How may ways are there to read two of the posts in order? (i.e. sql_lall then MrPolite, or MrPolite then sql_lall or mendhak then sql_lall)
= 3P2 = 3!/1! = 6
= Permutation (order important)
The 6 are:
s THEN M, M THEN s
s THEN m, m THEN s
m THEN M and M THEN m


How many ways are there to choose two authors and read their posts? (i.e. choose MrPolite and sql_lall, and read their posts in any order?)
= 3C2 = 3!/2!*1! = 6/2 = 3
= Combination (order not important)

The 3 are:
s AND M
s AND m
M AND m

[MrPolite]

goot example sql_lall
Umm, I just sometimes confuse these
lets say you are talking about the same situation and there are 3 posts. Now how many ways are there to read all 3 of them?(doing it with both combination and permutation)

[sql_lall]

Glad to help. Sorry, the last post was a bit corny, I know.
Well:
a)
The COMBINATIONS of picking all three
= the number of ways you can pick three different posts, and read them in any order.
= 3C3 = 3!/3!*1 = 6/6
= 1
i.e. pick s AND m AND M to read in any order.

b)
The PERMUTATIONS of picking all three
= the number of ways you can pick the three posts int the order you want to read them in (=pick the first post to read, then the next, then the last)
= 3P3 = 3!/0! -N.B. 0! = 1 (don't ask me why, it's just true)
= 6/1 = 6
These are:
1) s THEN m THEN M,
2) s THEN M THEN m,
3) m THEN s THEN M,
4) m THEN M THEN s,
5) M THEN s THEN m,
6) M THEN m THEN s

Notice that although all of these have s, m and M, that 1) differs from 2) becuase in 1), m is read before M, and in 2) M is read before m.

Hope this helps.

[MrPolite]

EEEEEEEEEEEEEEEEEEEEE



So! zero factorial is 1? eeeeee

[jim mcnamara]

The factorial gives the number of ways in which n objects can be permuted. Since there is a single permutation of zero elements (the empty set called phi ), 0! = 1.

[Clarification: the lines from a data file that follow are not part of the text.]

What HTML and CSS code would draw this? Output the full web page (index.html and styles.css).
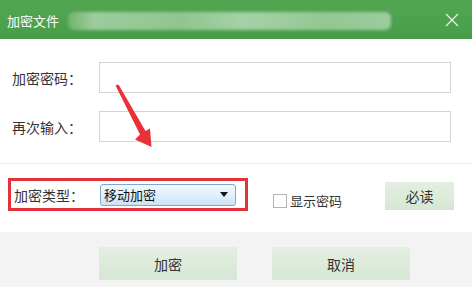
FILE: index.html
```html
<!DOCTYPE html>
<html lang="zh">
<head>
<meta charset="utf-8">
<link rel="stylesheet" href="styles.css">
</head>
<body>
<div class="dialog">
  <div class="titlebar">
    <span class="title">加密文件</span>
    <span class="blur"></span>
    <svg class="close" width="14" height="14" viewBox="0 0 14 14"><path d="M1 1 L13 13 M13 1 L1 13" stroke="#e6f3e6" stroke-width="1.3" fill="none"/></svg>
  </div>
  <div class="form">
    <div class="row">
      <label class="lbl">加密密码：</label>
      <div class="input"></div>
    </div>
    <div class="row">
      <label class="lbl">再次输入：</label>
      <div class="input"></div>
    </div>
  </div>
  <div class="type-row">
    <div class="mark">
      <span class="lbl">加密类型：</span>
      <div class="select"><span>移动加密</span><svg width="8" height="5" viewBox="0 0 8 5"><path d="M0 0 H8 L4 5 Z" fill="#111"/></svg></div>
    </div>
    <label class="check"><span class="box"></span><span>显示密码</span></label>
    <div class="btn small">必读</div>
  </div>
  <div class="footer">
    <div class="btn big">加密</div>
    <div class="btn big">取消</div>
  </div>
  <svg class="arrow" width="472" height="287" viewBox="0 0 472 287"><polygon points="115.5,85.5 118.5,84.5 145.5,131 150,128.5 151.5,147 135,139.5 140,134.5" fill="#e8323a"/></svg>
</div>
</body>
</html>
```
FILE: styles.css
```css
html, body { margin: 0; padding: 0; }
body { width: 472px; height: 287px; overflow: hidden; background: #fff; font-family: "Noto Sans CJK SC", "Noto Sans", sans-serif; color: #333; }
.dialog { position: relative; width: 472px; height: 287px; display: flex; flex-direction: column; }
.titlebar { height: 39px; background: linear-gradient(180deg, #52a652 0%, #4ca24c 60%, #489c49 100%); display: flex; align-items: center; padding-left: 7px; padding-right: 13px; box-sizing: border-box; }
.title { font-size: 13px; color: #fff; line-height: 1; margin-top: 1px; }
.blur { width: 323px; height: 18px; margin-left: 9px; margin-top: 2px; background: linear-gradient(90deg, rgba(255,255,255,0.2) 0%, rgba(255,255,255,0.45) 8%, rgba(255,255,255,0.38) 35%, rgba(255,255,255,0.5) 55%, rgba(255,255,255,0.4) 80%, rgba(255,255,255,0.45) 100%); filter: blur(1.5px); border-radius: 6px; }
.close { margin-left: auto; margin-top: 1px; }
.form { padding: 23px 21px 21px 12px; display: flex; flex-direction: column; gap: 18px; border-bottom: 1px solid #eeeeee; }
.row { display: flex; align-items: center; }
.lbl { width: 87px; font-size: 14px; color: #333; line-height: 1; }
.input { width: 350px; height: 29px; border: 1px solid #d4d4d4; background: #fff; }
.type-row { height: 68px; display: flex; align-items: flex-start; padding-left: 8px; box-sizing: border-box; }
.mark { margin-top: 14px; width: 233px; height: 27px; border: 3px solid #e2333b; display: flex; align-items: center; padding-left: 1px; }
.mark .lbl { padding-left: 2px; width: 86px; }
.select { width: 136px; height: 22px; box-sizing: border-box; border: 1px solid #7ea9cc; border-radius: 3px; background: linear-gradient(180deg, #f3f9fe 0%, #e2f0fb 50%, #cbe3f6 100%); display: flex; align-items: center; justify-content: space-between; padding: 0 7px 0 3px; font-size: 13px; color: #111; }
.check { margin-left: 25px; margin-top: 27px; display: flex; align-items: center; font-size: 13px; color: #333; }
.box { width: 12px; height: 12px; border: 1px solid #b5b5b5; background: #fff; margin-right: 3px; }
.btn { background: linear-gradient(180deg, #e3efe1 0%, #d6e7d4 100%); display: flex; align-items: center; justify-content: center; color: #333; font-size: 14px; }
.small { width: 69px; height: 28px; margin-left: 43px; margin-top: 18px; }
.footer { flex: 1; background: #f3f3f3; display: flex; align-items: flex-start; padding: 15px 0 0 99px; gap: 35px; }
.big { width: 138px; height: 33px; }
.arrow { position: absolute; left: 0; top: 0; pointer-events: none; }
```
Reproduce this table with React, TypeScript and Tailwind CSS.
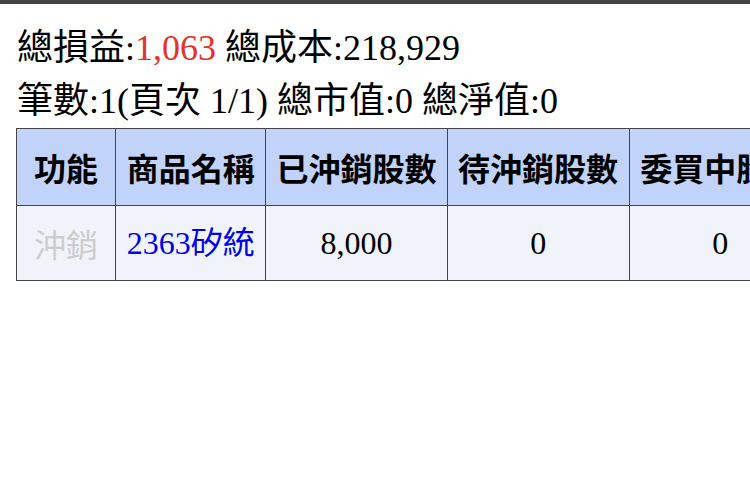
export default function App() {
  const font = { fontFamily: '"Liberation Serif", "Noto Sans CJK TC", serif' };
  const sans = { fontFamily: '"Noto Sans CJK TC", sans-serif' };
  const cols = [
    { title: "功能", w: "w-[99px]" },
    { title: "商品名稱", w: "w-[150px]" },
    { title: "已沖銷股數", w: "w-[181px]" },
    { title: "待沖銷股數", w: "w-[182px]" },
    { title: "委買中股數", w: "w-[182px]" },
  ];

  return (
    <main className="w-[750px] h-[495px] overflow-hidden bg-white text-black" style={font}>
      {/* top bar */}
      <div className="h-1 bg-[#444444]" />

      <div className="pt-[18px] pl-[17px] text-[36px] leading-[53px] whitespace-nowrap">
        <div>
          總損益:<span className="text-[#e8302a]">1,063</span> 總成本:218,929
        </div>
        <div>筆數:1(頁次 1/1) 總市值:0 總淨值:0</div>
      </div>

      <div className="pl-4">
        <table className="border-collapse table-fixed w-[796px]">
          <thead>
            <tr className="h-[77px] bg-[#c1d3f8]">
              {cols.map((c) => (
                <th
                  key={c.title}
                  className={`${c.w} border border-[#444444] px-0 text-[32px] font-bold whitespace-nowrap overflow-hidden`}
                  style={sans}
                >
                  {c.title}
                </th>
              ))}
            </tr>
          </thead>
          <tbody>
            <tr className="h-[75px] bg-[#f0f4fa] text-[32px] text-center">
              <td className="border border-[#444444] text-[#cccccc]" style={sans}>
                沖銷
              </td>
              <td className="border border-[#444444] text-[#0000ee]">2363矽統</td>
              <td className="border border-[#444444]">8,000</td>
              <td className="border border-[#444444]">0</td>
              <td className="border border-[#444444]">0</td>
            </tr>
          </tbody>
        </table>
      </div>
    </main>
  );
}
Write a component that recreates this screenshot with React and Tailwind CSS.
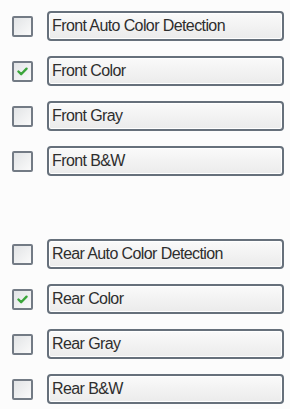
import React from "react";

const Check = ({ checked }) => (
  <div className="w-[21px] h-[21px] border-2 border-[#737b85] rounded-[2px] bg-gradient-to-br from-[#e2e4e6] to-[#fafafa] flex items-center justify-center shrink-0">
    {checked && (
      <svg width="11" height="9" viewBox="0 0 12 10">
        <path d="M1.5 5 L4.5 8 L10.5 1.8" stroke="#3aa53a" strokeWidth="2.6" fill="none" strokeLinecap="round" strokeLinejoin="round" />
      </svg>
    )}
  </div>
);

const Row = ({ label, checked }) => (
  <div className="flex items-center h-[30px]">
    <div className="w-[47px] flex justify-start pl-[12px] shrink-0">
      <Check checked={checked} />
    </div>
    <div className="w-[237px] h-[30px] rounded-[4px] border-2 border-[#66707b] bg-gradient-to-b from-[#fafafa] to-[#ebebeb] shadow-[inset_0_0_0_1px_#ffffff] flex items-center pl-[3px]">
      <span className="text-[16px] tracking-[-0.6px] text-[#2e2e2e] font-['Liberation_Sans',Arial,sans-serif] leading-none">{label}</span>
    </div>
  </div>
);

export default function App() {
  return (
    <div className="w-[290px] h-[409px] bg-[#fcfcfc] pt-[11px] flex flex-col gap-[15px]">
      <Row label="Front Auto Color Detection" />
      <Row label="Front Color" checked />
      <Row label="Front Gray" />
      <Row label="Front B&W" />
      <div className="h-[33px]" />
      <Row label="Rear Auto Color Detection" />
      <Row label="Rear Color" checked />
      <Row label="Rear Gray" />
      <Row label="Rear B&W" />
    </div>
  );
}
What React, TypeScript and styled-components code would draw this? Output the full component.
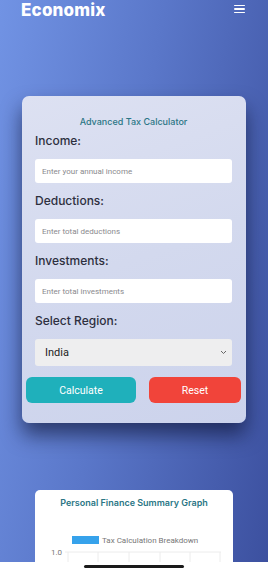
import React from "react";
import styled, { createGlobalStyle } from "styled-components";

const Global = createGlobalStyle`
  html, body { margin: 0; padding: 0; }
  body { width: 268px; height: 573px; overflow: hidden; font-family: Inter, "Open Sans", sans-serif; }
  * { box-sizing: border-box; }
`;

const Page = styled.div`
  position: relative;
  width: 268px;
  height: 573px;
  overflow: hidden;
  background: linear-gradient(100deg, #7193e4 0%, #5a77c9 45%, #3c509f 100%);
  display: flex;
  flex-direction: column;
`;

const Header = styled.header`
  display: flex;
  align-items: center;
  justify-content: space-between;
  height: 20px;
  padding: 0 23px 0 21px;
`;

const Logo = styled.div`
  font-family: Inter, sans-serif;
  font-weight: 800;
  font-size: 17px;
  line-height: 20px;
  color: #ffffff;
  letter-spacing: 0.2px;
`;

const Burger = styled.div`
  display: flex;
  flex-direction: column;
  gap: 2px;
  width: 11px;
  margin-top: -2px;
  span {
    display: block;
    height: 1.6px;
    background: #fff;
    border-radius: 1px;
  }
`;

const Card = styled.section`
  margin: 76px 22px 0;
  padding: 20px 14px 20px 13px;
  border-radius: 7px;
  background: linear-gradient(160deg, #dde1f2 0%, #d3d9ee 50%, #ccd3ec 100%);
  box-shadow: 0 12px 20px rgba(10, 15, 45, 0.6);
  display: flex;
  flex-direction: column;
`;

const Title = styled.h2`
  margin: 0;
  text-align: center;
  font-family: Inter, sans-serif;
  font-weight: 500;
  font-size: 9px;
  line-height: 12px;
  color: #2b7685;
`;

const Label = styled.label<{ $first?: boolean }>`
  display: block;
  margin-top: ${(p) => (p.$first ? "5px" : "10px")};
  font-family: Inter, sans-serif;
  font-weight: 500;
  font-size: 12px;
  line-height: 16px;
  color: #2d2f3e;
`;

const Input = styled.input`
  display: block;
  width: 100%;
  margin-top: 10px;
  height: 24px;
  border: none;
  border-radius: 3px;
  background: #fff;
  padding: 0 7px;
  font-family: Roboto, sans-serif;
  font-size: 8px;
  color: #333;
  outline: none;
  &::placeholder { color: #8a8a8e; font-family: Roboto, sans-serif; }
`;

const SelectBox = styled.div`
  margin-top: 10px;
  height: 27px;
  border-radius: 3px;
  background: #eeeeef;
  display: flex;
  align-items: center;
  justify-content: space-between;
  padding: 0 5px 0 10px;
  font-family: Roboto, sans-serif;
  font-size: 11px;
  color: #222;
`;

const Buttons = styled.div`
  margin: 11px -9px 0;
  display: flex;
  justify-content: space-between;
`;

const Btn = styled.button<{ $bg: string; $w: number }>`
  width: ${(p) => p.$w}px;
  height: 26px;
  border: none;
  border-radius: 6px;
  background: ${(p) => p.$bg};
  color: #fff;
  font-family: Roboto, sans-serif;
  font-size: 10.5px;
  padding: 0;
`;

const GraphCard = styled.section`
  margin: 67px 35px 0;
  height: 100px;
  background: #fff;
  border-radius: 5px;
  padding-top: 7px;
  display: flex;
  flex-direction: column;
  align-items: center;
`;

const GraphTitle = styled.h3`
  margin: 0;
  font-family: Inter, sans-serif;
  font-weight: 600;
  font-size: 9px;
  line-height: 12px;
  color: #2b7685;
`;

const HomeBar = styled.div`
  position: absolute;
  left: 0;
  right: 0;
  bottom: 0;
  height: 11px;
  background: #fff;
  display: flex;
  justify-content: center;
  padding-top: 3px;
  &::after {
    content: "";
    width: 100px;
    height: 3px;
    border-radius: 2px;
    background: #1a1a1a;
  }
`;

export default function App() {
  return (
    <>
      <Global />
      <Page>
        <Header>
          <Logo>Economix</Logo>
          <Burger>
            <span />
            <span />
            <span />
          </Burger>
        </Header>
        <Card>
          <Title>Advanced Tax Calculator</Title>
          <Label $first>Income:</Label>
          <Input placeholder="Enter your annual income" />
          <Label>Deductions:</Label>
          <Input placeholder="Enter total deductions" />
          <Label>Investments:</Label>
          <Input placeholder="Enter total investments" />
          <Label>Select Region:</Label>
          <SelectBox>
            <span>India</span>
            <svg width="7" height="5" viewBox="0 0 7 5">
              <path d="M1 1 L3.5 3.5 L6 1" fill="none" stroke="#666" strokeWidth="1" />
            </svg>
          </SelectBox>
          <Buttons>
            <Btn $bg="#1fb0bb" $w={110}>Calculate</Btn>
            <Btn $bg="#f1443a" $w={92}>Reset</Btn>
          </Buttons>
        </Card>
        <GraphCard>
          <GraphTitle>Personal Finance Summary Graph</GraphTitle>
          <svg width="198" height="60" viewBox="0 0 198 60">
            <rect x="37" y="27" width="27" height="8" fill="#36a2eb" />
            <text x="67" y="34" fontFamily="Roboto, sans-serif" fontSize="8" fill="#777">
              Tax Calculation Breakdown
            </text>
            <text x="16" y="46" fontFamily="Roboto, sans-serif" fontSize="8" fill="#777">1.0</text>
            <line x1="30" y1="43" x2="186" y2="43" stroke="#ececec" strokeWidth="1" />
            {[33, 63, 94, 125, 155, 185].map((x) => (
              <line key={x} x1={x} y1="43" x2={x} y2="60" stroke="#ececec" strokeWidth="1" />
            ))}
          </svg>
        </GraphCard>
        <HomeBar />
      </Page>
    </>
  );
}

Factorials actually relate to permutations, not to how you calculate the arithmetic value of a factorial or the fact that 0 times anything is zero. It is not the same thing. Think of it as a definition.

[MrPolite]

[sql_lall]

If you thought 0! = 1 was weird, maybe you should sit down because:

(-0.5)! has a value. (The windows caluclator says it = root(Pi), but i don't think this is right)
=> Every positive integer AND every positive (Integer + 0.5) has a factorial.

[MrPolite]

wierdo!
can you come with an example for that?

[DavidHooper]

Look here at equations 6 - 11.

[MrPolite]

Originally posted by DavidHooper
Look here at equations 6 - 11.

tnx alot but I think I need to know more math before I learn that

[mendhak]

Originally posted by sql_lall
How about this:

You are at a Visual Basic Maths Forum, looking at the thread topics. You see three posts written by :
sql_lall (=s)
MrPolite (=M)
mendhak (=m)

How may ways are there to read two of the posts in order? (i.e. sql_lall then MrPolite, or MrPolite then sql_lall or mendhak then sql_lall)
= 3P2 = 3!/1! = 6
= Permutation (order important)
The 6 are:
s THEN M, M THEN s
s THEN m, m THEN s
m THEN M and M THEN m


How many ways are there to choose two authors and read their posts? (i.e. choose MrPolite and sql_lall, and read their posts in any order?)
= 3C2 = 3!/2!*1! = 6/2 = 3
= Combination (order not important)

The 3 are:
s AND M
s AND m
M AND m

That was a very good example. Thanks. I remember it like this: Combinations is just picking out a bunch, and Permutations is picking them out, but the order does matter.

thankz

[DavidHooper]

I just remember permutations is the larger one.